On the Brooklyn waterfront, with the Lower Manhattan skyline visible in the background Tuesday afternoon, two bulldozers rumbled into place on either end of a line of about 70 motorcycles leaning on their sides like a shelf full of half-fallen books.

New York City Police Commissioner William Bratton walked down the line, briefly surveying the bikes, before stepping onto a small riser to launch the destruction with a wave of a checkered flag. Then the bulldozers lifted their scoops and crawled back and forth over the bikes, flattening them with a thrum of metallic clatters and creaks.

"We want to send out a very strong message to the nitwits and knuckleheads who insist on operating these vehicles on the streets (and elsewhere)," Bratton said. They are "creating extraordinary dangers for not only themselves, but for the public."

The department has been cracking down on unlicensed drivers who operate ATVs, mini-bikes and motorcycles without helmets. So far this year, more than 679 bikes have been confiscated and dozens of drivers arrested on such charges as reckless endangerment.

Chief of Patrol Carlos Gomez said nearly 80 percent of the confiscated vehicles remain unclaimed — some are pricey, others are homemade. "And this is their ultimate fate," he said.

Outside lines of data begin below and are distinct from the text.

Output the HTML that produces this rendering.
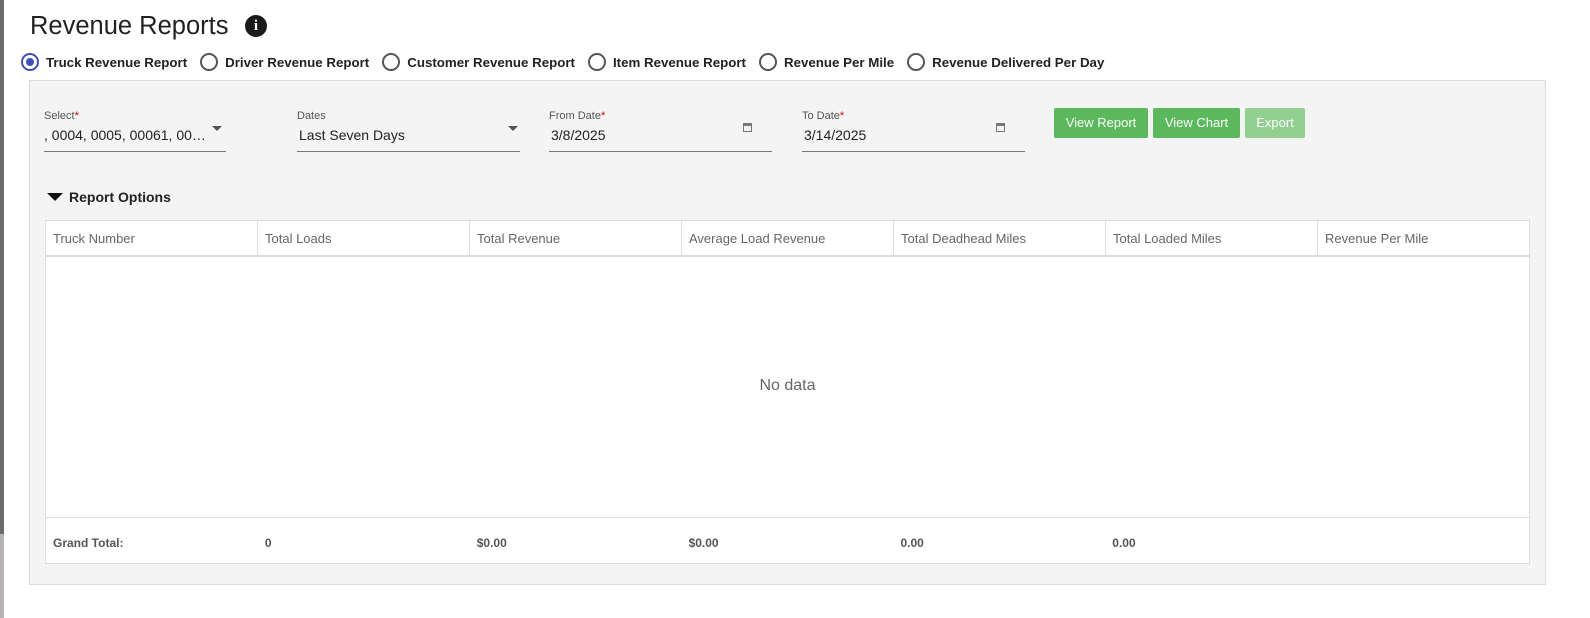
<!DOCTYPE html>
<html><head><style>
body{margin:0;width:1590px;height:618px;background:#fff;font-family:"Liberation Sans",sans-serif;position:relative;overflow:hidden}
.strip{position:absolute;left:0;top:0;width:4px;height:534px;background:#6b6b6b}
.strip2{position:absolute;left:0;top:534px;width:4px;height:84px;background:#b8b4b4}
h1{position:absolute;left:30px;top:12px;margin:0;font-weight:normal;font-size:25.5px;color:#222}
.info{position:absolute;left:245px;top:15px;width:22px;height:22px;border-radius:50%;background:#1a1a1a;color:#fff;font:bold 15px "Liberation Serif",serif;text-align:center;line-height:22px}
.radios{position:absolute;left:21px;top:53px;display:flex;font-weight:bold;font-size:13.3px;color:#222}
.r{display:flex;align-items:center;margin-right:13px}
.c{width:18px;height:18px;border:2px solid #555;border-radius:50%;box-sizing:border-box;margin-right:7px;position:relative}
.c.on{border-color:#3f51b5}
.c.on:after{content:"";position:absolute;left:3px;top:3px;width:8px;height:8px;border-radius:50%;background:#3f51b5}
.panel{position:absolute;left:29px;top:80px;width:1517px;height:505px;background:#f4f4f4;border:1px solid #ddd;box-sizing:border-box}
.f{position:absolute;top:110px;height:41px;border-bottom:1px solid #777}
.f .l{font-size:11px;color:#555}
.f .l b{color:#d00;font-weight:normal}
.f .v{font-size:14px;color:#222;margin-top:5px}
.arr{position:absolute;right:4px;top:16px;border:5px solid transparent;border-top:5px solid #555}
.cal{position:absolute;right:20px;top:13px;width:9px;height:9px;border:1.5px solid #777;border-top-width:3px;box-sizing:border-box}
.btn{position:absolute;top:108px;height:30px;background:#5cb85c;color:#fff;font-size:13px;line-height:30px;text-align:center;border-radius:2px}
.ro{position:absolute;left:47px;top:189px;font-weight:bold;font-size:14px;color:#222}
.ro:before{content:"";display:inline-block;border:8px solid transparent;border-top:8px solid #111;border-bottom:0;margin-right:6px;vertical-align:1px}
.tbl{position:absolute;left:45px;top:220px;width:1485px;height:344px;background:#fff;border:1px solid #ddd;box-sizing:border-box}
.hd{display:flex;height:34px;border-bottom:2px solid #ddd}
.hd div{flex:1;border-right:1px solid #ddd;font-size:13px;color:#666;padding:10px 0 0 7px}
.hd div:last-child{border-right:0}
.nd{position:absolute;left:0;right:0;top:156px;text-align:center;font-size:16px;color:#666}
.ft{position:absolute;left:0;right:0;top:296px;border-top:1px solid #ddd;display:flex;height:46px}
.ft div{flex:1;font-weight:bold;font-size:12px;color:#555;padding:18px 0 0 7px}
</style></head><body>
<div class="strip"></div><div class="strip2"></div>
<h1>Revenue Reports</h1><div class="info">i</div>
<div class="radios">
<div class="r"><span class="c on"></span>Truck Revenue Report</div>
<div class="r"><span class="c"></span>Driver Revenue Report</div>
<div class="r"><span class="c"></span>Customer Revenue Report</div>
<div class="r"><span class="c"></span>Item Revenue Report</div>
<div class="r"><span class="c"></span>Revenue Per Mile</div>
<div class="r"><span class="c"></span>Revenue Delivered Per Day</div>
</div>
<div class="panel"></div>
<div class="f" style="left:44px;width:182px"><div class="l">Select<b>*</b></div><div class="v">, 0004, 0005, 00061, 00…</div><span class="arr"></span></div>
<div class="f" style="left:297px;width:223px"><div class="l">Dates</div><div class="v" style="margin-left:2px">Last Seven Days</div><span class="arr" style="right:2px"></span></div>
<div class="f" style="left:549px;width:223px"><div class="l">From Date<b>*</b></div><div class="v" style="margin-left:2px">3/8/2025</div><span class="cal"></span></div>
<div class="f" style="left:802px;width:223px"><div class="l">To Date<b>*</b></div><div class="v" style="margin-left:2px">3/14/2025</div><span class="cal"></span></div>
<div class="btn" style="left:1054px;width:94px">View Report</div>
<div class="btn" style="left:1153px;width:87px">View Chart</div>
<div class="btn" style="left:1245px;width:60px;background:#92d092">Export</div>
<div class="ro">Report Options</div>
<div class="tbl">
<div class="hd"><div>Truck Number</div><div>Total Loads</div><div>Total Revenue</div><div>Average Load Revenue</div><div>Total Deadhead Miles</div><div>Total Loaded Miles</div><div>Revenue Per Mile</div></div>
<div class="nd">No data</div>
<div class="ft"><div>Grand Total:</div><div>0</div><div>$0.00</div><div>$0.00</div><div>0.00</div><div>0.00</div><div></div></div>
</div>
</body></html>
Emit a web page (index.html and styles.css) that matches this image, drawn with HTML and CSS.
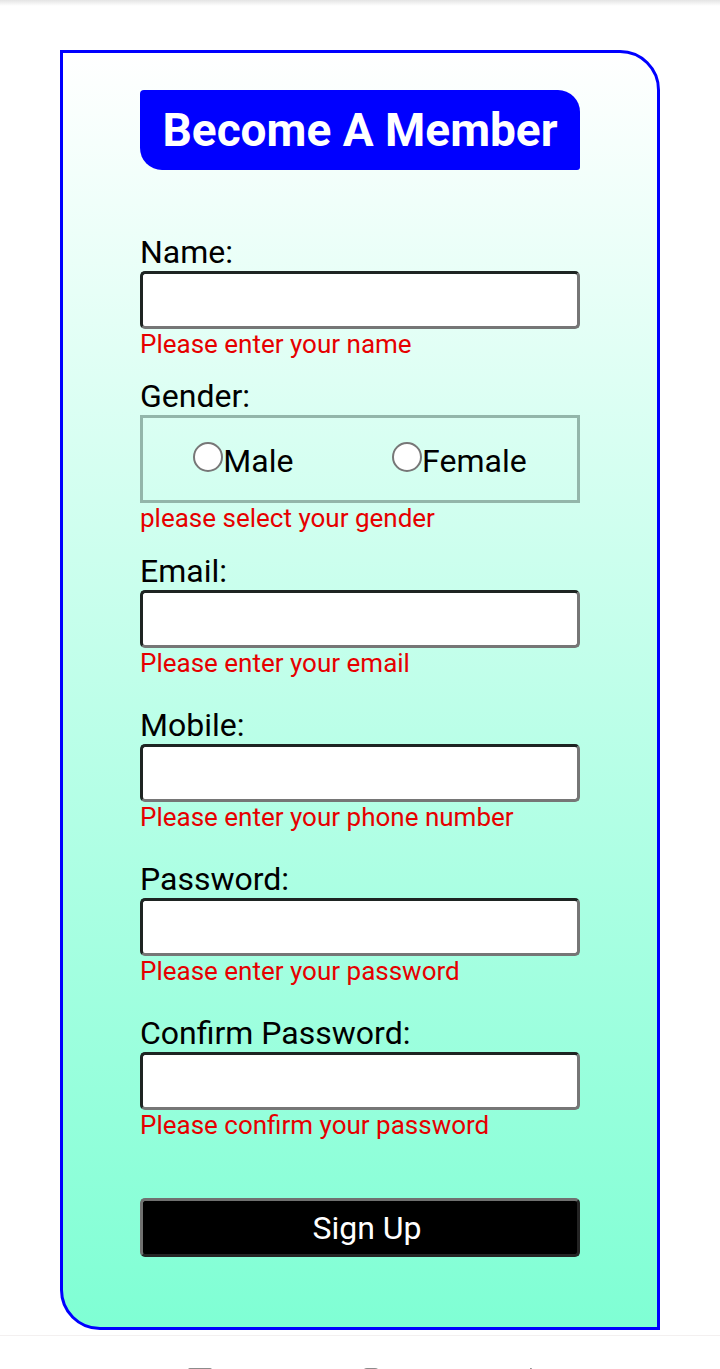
FILE: index.html
```html
<!DOCTYPE html>
<html lang="en">
<head>
    <meta charset="UTF-8">
    <meta name="viewport" content="width=device-width, initial-scale=1.0">
    <title>Become A Member</title>
    <link rel="stylesheet" href="styles.css">
</head>
<body>

    <div class="top-shade"></div>

    <main class="page">
        <form class="card" id="signupForm">
            <h1 class="title">Become A Member</h1>

            <!-- Name -->
            <div class="field field-name">
                <label for="name">Name:</label>
                <input type="text" id="name">
                <span class="error">Please enter your name</span>
            </div>

            <!-- Gender -->
            <div class="field field-gender">
                <label>Gender:</label>
                <div class="gender-box">
                    <label class="option"><input type="radio" name="gender" value="male">Male</label>
                    <label class="option"><input type="radio" name="gender" value="female">Female</label>
                </div>
                <span class="error">please select your gender</span>
            </div>

            <!-- Email -->
            <div class="field">
                <label for="email">Email:</label>
                <input type="email" id="email">
                <span class="error">Please enter your email</span>
            </div>

            <!-- Mobile -->
            <div class="field">
                <label for="mobile">Mobile:</label>
                <input type="tel" id="mobile">
                <span class="error">Please enter your phone number</span>
            </div>

            <!-- Password -->
            <div class="field">
                <label for="password">Password:</label>
                <input type="password" id="password">
                <span class="error">Please enter your password</span>
            </div>

            <!-- Confirm Password -->
            <div class="field field-last">
                <label for="confirm">Confirm Password:</label>
                <input type="password" id="confirm">
                <span class="error">Please confirm your password</span>
            </div>

            <button type="button" class="submit">Sign Up</button>
        </form>
    </main>

    <div class="navbar">
        <span class="nav-icon nav-recent"></span>
        <span class="nav-icon nav-home"></span>
        <span class="nav-icon nav-back"></span>
    </div>

</body>
</html>
```

FILE: styles.css
```css
body {
    font-family: Roboto, "Noto Sans", sans-serif;
    background-color: #fff;
    margin: 0;
    height: 1369px;
    overflow: hidden;
}

.top-shade {
    height: 6px;
    background: linear-gradient(#e4e4e4, #fff);
}

.page {
    padding-top: 44px;
}

.card {
    width: 600px;
    margin-left: 60px;
    box-sizing: border-box;
    border: 3px solid #0000ff;
    border-radius: 0 40px 0 40px;
    background: linear-gradient(#fff, #7fffd4);
    padding: 37px 0 70px 77px;
}

.title {
    width: 440px;
    height: 80px;
    margin: 0 0 63px 0;
    background-color: #0000ff;
    color: #fff;
    font-size: 46px;
    font-weight: 700;
    line-height: 80px;
    text-align: center;
    border-radius: 4px 22px 3px 22px;
}

.field {
    display: flex;
    flex-direction: column;
    width: 440px;
    margin-bottom: 28px;
}

.field-name {
    margin-bottom: 18px;
}

.field-gender {
    margin-bottom: 19px;
}

.field-last {
    margin-bottom: 58px;
}

label {
    font-size: 32px;
    color: #000;
}

.field input[type="text"],
.field input[type="email"],
.field input[type="tel"],
.field input[type="password"] {
    height: 58px;
    width: 100%;
    box-sizing: border-box;
    margin: 0;
    background-color: #fff;
    border: 3px solid;
    border-color: #1e2422 #767676 #767676 #1e2422;
    border-radius: 5px;
    font-size: 28px;
}

.error {
    font-size: 26px;
    color: #e60000;
}

.gender-box {
    height: 88px;
    box-sizing: border-box;
    border: 3px solid #93b6aa;
    display: flex;
    align-items: center;
    justify-content: space-around;
    padding: 4px 1px 0 1px;
}

.option {
    display: flex;
    align-items: center;
}

.option input[type="radio"] {
    appearance: none;
    width: 30px;
    height: 30px;
    margin: 0 0 8px 0;
    border: 2px solid #777;
    border-radius: 50%;
    background-color: #fff;
    box-sizing: border-box;
}

.submit {
    width: 440px;
    height: 59px;
    background-color: #000;
    color: #fff;
    font-family: Roboto, sans-serif;
    font-size: 32px;
    border: 3px solid;
    border-color: #707170 #242424 #242424 #707170;
    border-radius: 5px;
    cursor: pointer;
    padding: 0 0 0 14px;
}

.navbar {
    margin-top: 5px;
    height: 34px;
    border-top: 1px solid #f3f0f0;
    display: flex;
    justify-content: center;
    gap: 150px;
    padding-top: 32px;
    box-sizing: border-box;
}

.nav-icon {
    display: block;
    height: 20px;
    border: 2px solid #8c8c8c;
    border-radius: 2px;
}

.nav-recent {
    width: 20px;
}

.nav-home {
    width: 14px;
    border-radius: 5px;
}

.nav-back {
    width: 0;
    border-width: 2px 0 0 2px;
}
```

The department usually gets about 2 cents a pound from a salvage yard for the wreckage; an auction wouldn't be worth it and there's no telling whether the bikes could be outfitted for legal riding. The idea to crush them came from Bratton's tenure as head of the police department in Los Angeles.

"They're just a plague on the city. We receive a tremendous amount of calls on these things," he said, noting police weren't targeting licensed, law-abiding riders.